Obviously, the problem is convex with unique primal optimal solution $x=0$ and optimal value $0$; Feasible set is $\{0\}$, therefore Slater's condition fails.

The Lagrangian is $$ L(x,\lambda) = x + \lambda x^2. $$

The dual function is \begin{align} G(\lambda) &= \inf L(x,\lambda) = \begin{cases} -\infty& \lambda\le 0\\ -\frac{1}{4\lambda} &\lambda >0 \end{cases} \end{align}

Thus, dual optimal value is $0$, so dual gap is $0$, strong duality holds. However, there are no solution for dual optimal solution because the optimal value is attained as $\lambda\rightarrow \infty$. As for the KKT conditions

\begin{align*} &1+2\lambda x=0\\ &x^2\le 0\\ &\lambda\ge 0\\ &\lambda x^2=0\\ \end{align*} No solution for KKT conditions.

This is the convex problem where the dual problem has no feasible solution and KKT conditions have no solution but the primal problem is simple to solve.

${\bf counter-example 5}$ For a differentiable convex problem, there could be no solution for the KKT conditions, even if the primal-dual pair exists.
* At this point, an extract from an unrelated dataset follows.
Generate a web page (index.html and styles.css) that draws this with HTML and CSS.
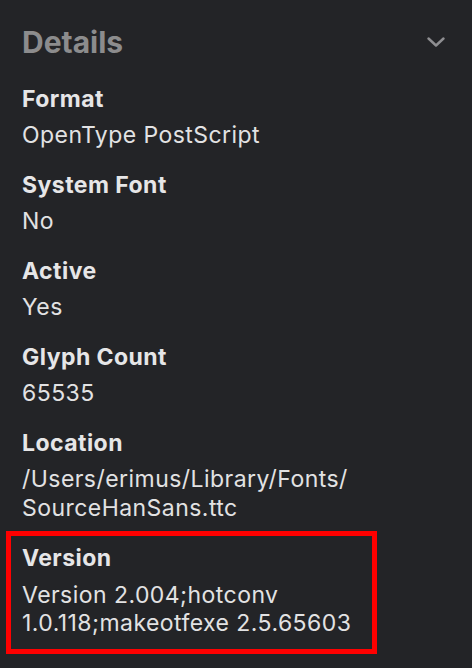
FILE: index.html
```html
<!DOCTYPE html>
<html lang="en">
<head>
<meta charset="utf-8">
<title>Details</title>
<link rel="stylesheet" href="styles.css">
</head>
<body>
<section class="panel">
  <header class="panel-header">
    <h2 class="panel-title">Details</h2>
    <svg class="chevron" width="18" height="10" viewBox="0 0 18 10" aria-hidden="true">
      <polyline points="1.5,1.5 9,8.5 16.5,1.5" fill="none" stroke="#8e8e91" stroke-width="2.4" stroke-linecap="round" stroke-linejoin="round"/>
    </svg>
  </header>
  <dl class="details">
    <div class="item">
      <dt class="label">Format</dt>
      <dd class="value">OpenType PostScript</dd>
    </div>
    <div class="item">
      <dt class="label">System Font</dt>
      <dd class="value">No</dd>
    </div>
    <div class="item">
      <dt class="label">Active</dt>
      <dd class="value">Yes</dd>
    </div>
    <div class="item">
      <dt class="label">Glyph Count</dt>
      <dd class="value">65535</dd>
    </div>
    <div class="item">
      <dt class="label">Location</dt>
      <dd class="value">/Users/erimus/Library/Fonts/<br>SourceHanSans.ttc</dd>
    </div>
    <div class="item item-highlight">
      <dt class="label">Version</dt>
      <dd class="value">Version 2.004;hotconv<br>1.0.118;makeotfexe 2.5.65603</dd>
    </div>
  </dl>
</section>
</body>
</html>
```

FILE: styles.css
```css
html, body {
  margin: 0;
  padding: 0;
  background: #232427;
}

body {
  width: 472px;
  height: 668px;
  overflow: hidden;
  font-family: Inter, "Liberation Sans", sans-serif;
  color: #e4e4e5;
}

.panel {
  padding: 24px 27px 0 0;
}

.panel-header {
  display: flex;
  align-items: center;
  justify-content: space-between;
  height: 36px;
  padding-left: 22px;
}

.panel-title {
  margin: 0;
  font-size: 30px;
  line-height: 36px;
  font-weight: 700;
  color: #8c8c8d;
}

.chevron {
  display: block;
}

.details {
  margin: 25px 0 0 0;
  padding: 0;
}

.item {
  margin: 0 0 21.2px 0;
  padding-left: 22px;
}

.label {
  font-size: 23px;
  line-height: 28.4px;
  font-weight: 700;
  letter-spacing: 0.45px;
  color: #e6e6e7;
}

.value {
  margin: 8px 0 0 0;
  font-size: 23px;
  line-height: 28.4px;
  font-weight: 400;
  letter-spacing: 0.45px;
  color: #e2e2e3;
}

.item-highlight {
  margin: -12px 0 0 6px;
  width: 371px;
  box-sizing: border-box;
  border: 5px solid #ff0000;
  padding: 8px 0 11px 11px;
}
```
In that case, the strong duality fails.

Consider the optimization problem on domain $D:=\{(x,y):y>0\}$ \begin{align} \operatorname{minimize} & \quad e^{-x} \\ \text{subject to} & \quad \frac{x^2}{y}\le 0. \end{align}

The problem can be proved to be convex with primal optimal solution $x=0, y>0$ and optimal value $1$; Feasible set is $\{(0,y): y > 0\}$, therefore Slater's condition fails.

The Lagrangian is $$ L(x,y,\lambda) = e^{-x} + \lambda \frac{x^2}{y}. $$

After some careful calculation, the dual function is \begin{align} G(\lambda) &= \inf L(x,y,\lambda) = \begin{cases} 0& \lambda\ge 0\\ -\infty &\lambda <0 \end{cases} \end{align}

Thus, dual optimal value is $0$, so dual gap is $1$, strong duality fails. We can pick primal-dual pair to be $x=0, y=1, \lambda=2$. As for the KKT conditions

\begin{align*} &-e^{-x}+\frac{2\lambda x}{y}=0\\ &\frac{x^2}{y}\le0\\ &\lambda\ge 0\\ &\lambda \frac{x^2}{y}=0\\ \end{align*} with $y>0$, thus no solution for KKT conditions.

This counter-example warns us that we have to be careful about the strong duality condition even for differentiable convex problems.